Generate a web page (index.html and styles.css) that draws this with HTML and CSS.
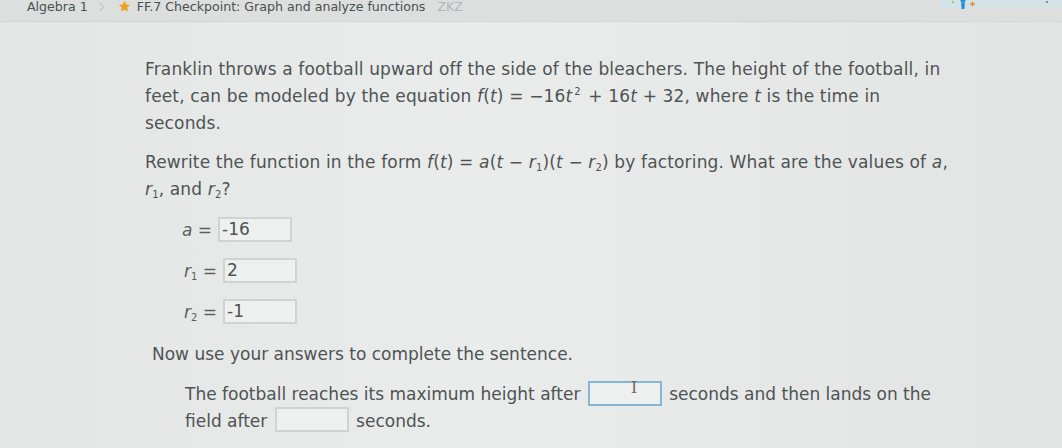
FILE: index.html
```html
<!DOCTYPE html>
<html>
<head>
<meta charset="utf-8">
<link rel="stylesheet" href="styles.css">
</head>
<body>
<header class="topbar">
  <nav class="crumbs">
    <span class="crumb">Algebra 1</span>
    <svg class="sep" width="7" height="10" viewBox="0 0 7 10"><path d="M1.5 1l4 4-4 4" fill="none" stroke="#c2c6c7" stroke-width="1.2"/></svg>
    <svg class="star" width="13" height="13" viewBox="0 0 24 24"><path d="M12 1.5l3.1 7 7.4.6-5.6 4.9 1.7 7.4L12 17.5l-6.6 3.9 1.7-7.4L1.5 9.1l7.4-.6z" fill="#f0a020"/></svg>
    <span class="crumb">FF.7 Checkpoint: Graph and analyze functions</span>
    <span class="code">ZKZ</span>
  </nav>
  <div class="userbox">
    <svg class="people" width="34" height="9" viewBox="0 0 34 9"><path d="M2 1l2 2" stroke="#8cc060" stroke-width="1.4"/><circle cx="13" cy="0" r="2.6" fill="#2a8fd0"/><path d="M11 2.5h4l-.6 6.5h-2.8z" fill="#2a8fd0"/><path d="M20 4h5M22.5 1.5v5" stroke="#f08a40" stroke-width="1.4"/></svg>
    <span class="dot"></span>
  </div>
</header>
<main class="content">
  <p class="para top">Franklin throws a football upward off the side of the bleachers. The height of the football, in feet, can be modeled by the equation <i>f</i>(<i>t</i>) = &minus;16<i>t</i><sup>2</sup> + 16<i>t</i> + 32, where <i>t</i> is the time in seconds.</p>
  <p class="para top p2">Rewrite the function in the form <i>f</i>(<i>t</i>) = <i>a</i>(<i>t</i> &minus; <i>r</i><sub>1</sub>)(<i>t</i> &minus; <i>r</i><sub>2</sub>) by factoring. What are the values of <i>a</i>, <i>r</i><sub>1</sub>, and <i>r</i><sub>2</sub>?</p>
  <div class="answers">
    <div class="row"><span class="lbl"><i>a</i> =</span><span class="box">-16</span></div>
    <div class="row r1"><span class="lbl"><i>r</i><sub>1</sub> =</span><span class="box">2</span></div>
    <div class="row r2"><span class="lbl"><i>r</i><sub>2</sub> =</span><span class="box">-1</span></div>
  </div>
  <p class="para now">Now use your answers to complete the sentence.</p>
  <p class="para sentence">The football reaches its maximum height after <span class="box blank focus"><span class="ibeam">I</span></span> seconds and then lands on the field after <span class="box blank"></span> seconds.</p>
</main>
</body>
</html>
```
FILE: styles.css
```css
html, body {
  margin: 0;
  padding: 0;
}
body {
  width: 1062px;
  height: 448px;
  overflow: hidden;
  background: linear-gradient(90deg, #e4e6e5 0%, #eaeceb 45%, #e6e8e7 75%, #e2e4e3 100%);
  font-family: "DejaVu Sans", Verdana, sans-serif;
  color: #4e5354;
}
.topbar {
  height: 21px;
  background: #dcdfde;
  border-bottom: 1px solid #d3d6d5;
  display: flex;
  justify-content: space-between;
  align-items: flex-start;
}
.crumbs {
  display: flex;
  align-items: center;
  padding-left: 27px;
  font-size: 12.6px;
  line-height: 13px;
  color: #4a4f52;
}
.sep {
  margin: 0 13px 0 10px;
}
.star {
  margin-right: 6px;
}
.code {
  color: #b3b7b8;
  margin-left: 12px;
}
.userbox {
  width: 122px;
  height: 8px;
  background: #d3e3e8;
  border-bottom-left-radius: 3px;
  display: flex;
  align-items: flex-start;
  justify-content: space-between;
  padding-left: 10px;
  box-sizing: border-box;
}
.dot {
  width: 2px;
  height: 2px;
  background: #8a9090;
  margin: 1px 14px 0 0;
}
.content {
  padding: 34px 0 0 145px;
}
.para {
  margin: 0;
  font-size: 17px;
  line-height: 27px;
}
.top {
  width: 808px;
  letter-spacing: 0.15px;
}
sup, sub {
  font-size: 10px;
  line-height: 0;
}
sup { vertical-align: 7px; margin-left: 2px; margin-right: 2px; }
sub { vertical-align: -3px; }
.p2 {
  margin-top: 12px;
}
.answers {
  display: flex;
  flex-direction: column;
  gap: 16px;
  margin-top: 14px;
  padding-left: 33px;
}
.row {
  display: flex;
  align-items: center;
  font-size: 17px;
  gap: 6px;
}
.row .lbl {
  width: 34px;
  text-align: right;
  color: #5a5f60;
}
.r1, .r2 { padding-left: 5px; }
.box {
  display: inline-block;
  box-sizing: border-box;
  width: 74px;
  height: 25px;
  border: 2px solid #d0d3d2;
  background: #eef0ef;
  font-size: 17px;
  line-height: 21px;
  padding-left: 2px;
  color: #4e5354;
}
.now {
  margin-top: 17px;
  padding-left: 7px;
}
.sentence {
  margin-top: 13px;
  padding-left: 40px;
  line-height: 26px;
  width: 760px;
}
.blank {
  vertical-align: middle;
  position: relative;
  top: -2px;
  margin: 0 2px;
}
.focus {
  border: 2px solid #86b6d6;
}
.ibeam {
  position: absolute;
  left: 41px;
  top: -6px;
  font-family: "DejaVu Serif", serif;
  font-size: 17px;
  color: #6a6f70;
}
```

(TASK TO COMPLETE): Copy out the data above exactly, except the pictures.

(TASK OUTPUT):
Generate a web page (index.html and styles.css) that draws this with HTML and CSS.
FILE: index.html
```html
<!DOCTYPE html>
<html>
<head>
<meta charset="utf-8">
<link rel="stylesheet" href="styles.css">
</head>
<body>
<header class="topbar">
  <nav class="crumbs">
    <span class="crumb">Algebra 1</span>
    <svg class="sep" width="7" height="10" viewBox="0 0 7 10"><path d="M1.5 1l4 4-4 4" fill="none" stroke="#c2c6c7" stroke-width="1.2"/></svg>
    <svg class="star" width="13" height="13" viewBox="0 0 24 24"><path d="M12 1.5l3.1 7 7.4.6-5.6 4.9 1.7 7.4L12 17.5l-6.6 3.9 1.7-7.4L1.5 9.1l7.4-.6z" fill="#f0a020"/></svg>
    <span class="crumb">FF.7 Checkpoint: Graph and analyze functions</span>
    <span class="code">ZKZ</span>
  </nav>
  <div class="userbox">
    <svg class="people" width="34" height="9" viewBox="0 0 34 9"><path d="M2 1l2 2" stroke="#8cc060" stroke-width="1.4"/><circle cx="13" cy="0" r="2.6" fill="#2a8fd0"/><path d="M11 2.5h4l-.6 6.5h-2.8z" fill="#2a8fd0"/><path d="M20 4h5M22.5 1.5v5" stroke="#f08a40" stroke-width="1.4"/></svg>
    <span class="dot"></span>
  </div>
</header>
<main class="content">
  <p class="para top">Franklin throws a football upward off the side of the bleachers. The height of the football, in feet, can be modeled by the equation <i>f</i>(<i>t</i>) = &minus;16<i>t</i><sup>2</sup> + 16<i>t</i> + 32, where <i>t</i> is the time in seconds.</p>
  <p class="para top p2">Rewrite the function in the form <i>f</i>(<i>t</i>) = <i>a</i>(<i>t</i> &minus; <i>r</i><sub>1</sub>)(<i>t</i> &minus; <i>r</i><sub>2</sub>) by factoring. What are the values of <i>a</i>, <i>r</i><sub>1</sub>, and <i>r</i><sub>2</sub>?</p>
  <div class="answers">
    <div class="row"><span class="lbl"><i>a</i> =</span><span class="box">-16</span></div>
    <div class="row r1"><span class="lbl"><i>r</i><sub>1</sub> =</span><span class="box">2</span></div>
    <div class="row r2"><span class="lbl"><i>r</i><sub>2</sub> =</span><span class="box">-1</span></div>
  </div>
  <p class="para now">Now use your answers to complete the sentence.</p>
  <p class="para sentence">The football reaches its maximum height after <span class="box blank focus"><span class="ibeam">I</span></span> seconds and then lands on the field after <span class="box blank"></span> seconds.</p>
</main>
</body>
</html>
```
FILE: styles.css
```css
html, body {
  margin: 0;
  padding: 0;
}
body {
  width: 1062px;
  height: 448px;
  overflow: hidden;
  background: linear-gradient(90deg, #e4e6e5 0%, #eaeceb 45%, #e6e8e7 75%, #e2e4e3 100%);
  font-family: "DejaVu Sans", Verdana, sans-serif;
  color: #4e5354;
}
.topbar {
  height: 21px;
  background: #dcdfde;
  border-bottom: 1px solid #d3d6d5;
  display: flex;
  justify-content: space-between;
  align-items: flex-start;
}
.crumbs {
  display: flex;
  align-items: center;
  padding-left: 27px;
  font-size: 12.6px;
  line-height: 13px;
  color: #4a4f52;
}
.sep {
  margin: 0 13px 0 10px;
}
.star {
  margin-right: 6px;
}
.code {
  color: #b3b7b8;
  margin-left: 12px;
}
.userbox {
  width: 122px;
  height: 8px;
  background: #d3e3e8;
  border-bottom-left-radius: 3px;
  display: flex;
  align-items: flex-start;
  justify-content: space-between;
  padding-left: 10px;
  box-sizing: border-box;
}
.dot {
  width: 2px;
  height: 2px;
  background: #8a9090;
  margin: 1px 14px 0 0;
}
.content {
  padding: 34px 0 0 145px;
}
.para {
  margin: 0;
  font-size: 17px;
  line-height: 27px;
}
.top {
  width: 808px;
  letter-spacing: 0.15px;
}
sup, sub {
  font-size: 10px;
  line-height: 0;
}
sup { vertical-align: 7px; margin-left: 2px; margin-right: 2px; }
sub { vertical-align: -3px; }
.p2 {
  margin-top: 12px;
}
.answers {
  display: flex;
  flex-direction: column;
  gap: 16px;
  margin-top: 14px;
  padding-left: 33px;
}
.row {
  display: flex;
  align-items: center;
  font-size: 17px;
  gap: 6px;
}
.row .lbl {
  width: 34px;
  text-align: right;
  color: #5a5f60;
}
.r1, .r2 { padding-left: 5px; }
.box {
  display: inline-block;
  box-sizing: border-box;
  width: 74px;
  height: 25px;
  border: 2px solid #d0d3d2;
  background: #eef0ef;
  font-size: 17px;
  line-height: 21px;
  padding-left: 2px;
  color: #4e5354;
}
.now {
  margin-top: 17px;
  padding-left: 7px;
}
.sentence {
  margin-top: 13px;
  padding-left: 40px;
  line-height: 26px;
  width: 760px;
}
.blank {
  vertical-align: middle;
  position: relative;
  top: -2px;
  margin: 0 2px;
}
.focus {
  border: 2px solid #86b6d6;
}
.ibeam {
  position: absolute;
  left: 41px;
  top: -6px;
  font-family: "DejaVu Serif", serif;
  font-size: 17px;
  color: #6a6f70;
}
```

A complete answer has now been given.